KermodeBear writes "Eight of the original 'Choose Your Own Adventure' books are to be republished this summer. From the Article: 'First published in 1979, the books let readers remix their own stories - and face the consequences. [...] the original titles return to bookstores, revamped with 21st-century references (cell phones!).'" For me, it's all about 1987's Space Vampire , by series originator Edward Packard. "Do you eject the vampire through the airlock?"

4 of 199 comments (clear)

  1. Replaced by computer RPG by johnnywheeze · · Score: 5, Insightful

    Isn't that pretty much what RPG console games are now? A series of canned responses to a limited choice of options, but with some combat graphics thrown in?

    These were fun when I was a kid, but that was before computer games really took off. I don't see the young whipper-snappers these days being excited by a book with simple either/or choices.

    Still if the came up with a good story that was interesting and compelling, (I seem to remember the plot of these things being pretty weak, even as a kid) I don't see why they wouldn't be successful.

    Actually having an interesting and compelling story could sell a few console rpg's too, or movies, or tv shows, etc. etc. It all comes back to that in the end, not the gimmick.

  2. EJECT! by iGN97 · · Score: 5, Funny
    "Do you eject the vampire through the airlock?"

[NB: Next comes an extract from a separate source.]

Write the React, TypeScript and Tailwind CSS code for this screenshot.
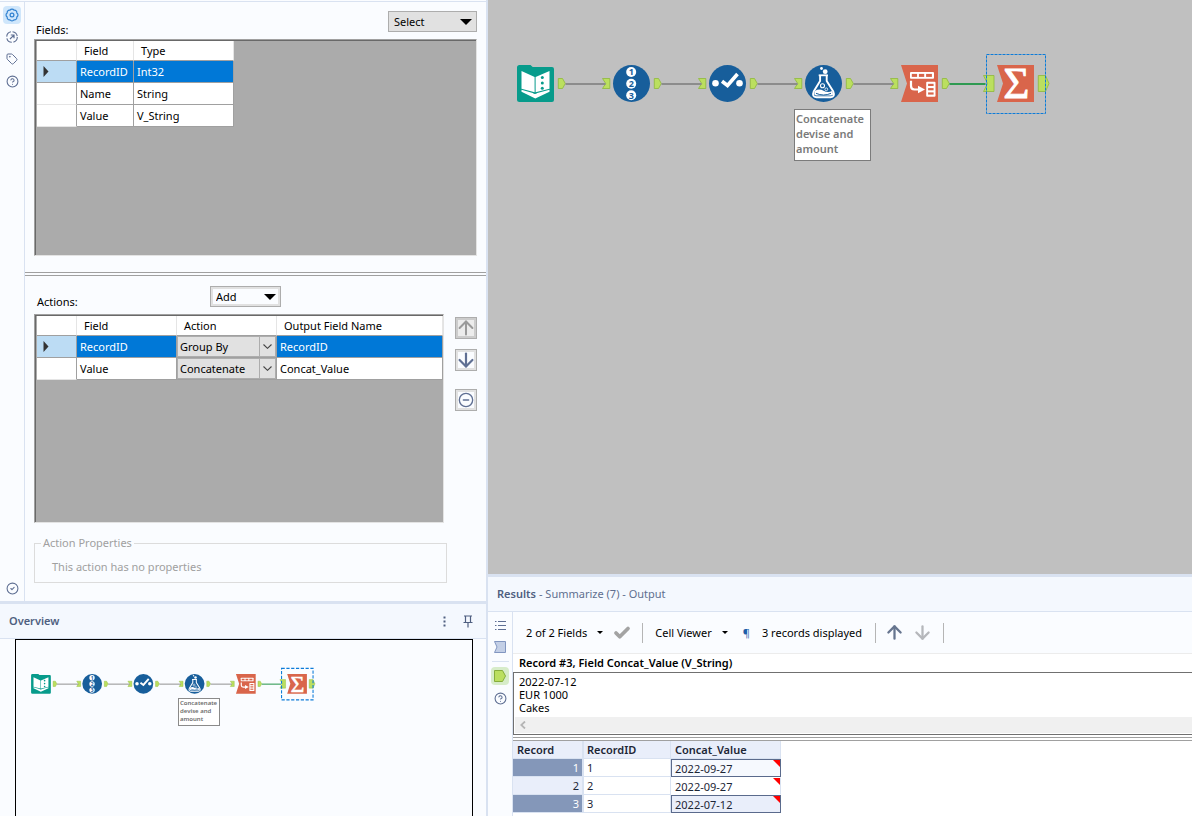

    If yes is wrong, I don't want to be right.
  3. My Favorite One by wan-fu · · Score: 5, Funny

    [Page 3]
    To read the article on "Choose Your Own Adventure Books" turn to page 117.

    [Page 117]
    Nothing for you to see here. Please move along.

    You have died.
    The End

  4. Shamelessly stolen by LaurenBC · · Score: 5, Funny
    A Selection from the Recently Discovered Jack Kerouac Choose-Your-Own-Adventure, Bop Affirmation, c. 1955

    You're trudging in the riverbottom sand when zoooom, there goes a flatbed truck and you're suddenly on the back of the truck with two Nebraska farm boys and you're weeping, "Y-e-e-e-e-e-e-s," yes to the blue swing swing of the Bird, yes to Charlie Parker, that shimmering saxophone, yes to the original mind, yes to this uncompromising romp through the heartland, you who labored on the railroad with crimson sun on your back, you who know the palabra, you who look right into the blowin' breeze and cry and moan and shout

    AND...

    a. Discover a rainbow.
    b. Go off to pick oranges with the Mexican girl.
    c. Sing in a rising crescendo, "Y-e-e-e-e-e-e-e-e-s."
    from Mcsweeny's
    --
    I don't need this, I've got a Master's Degree in folklore and mythology!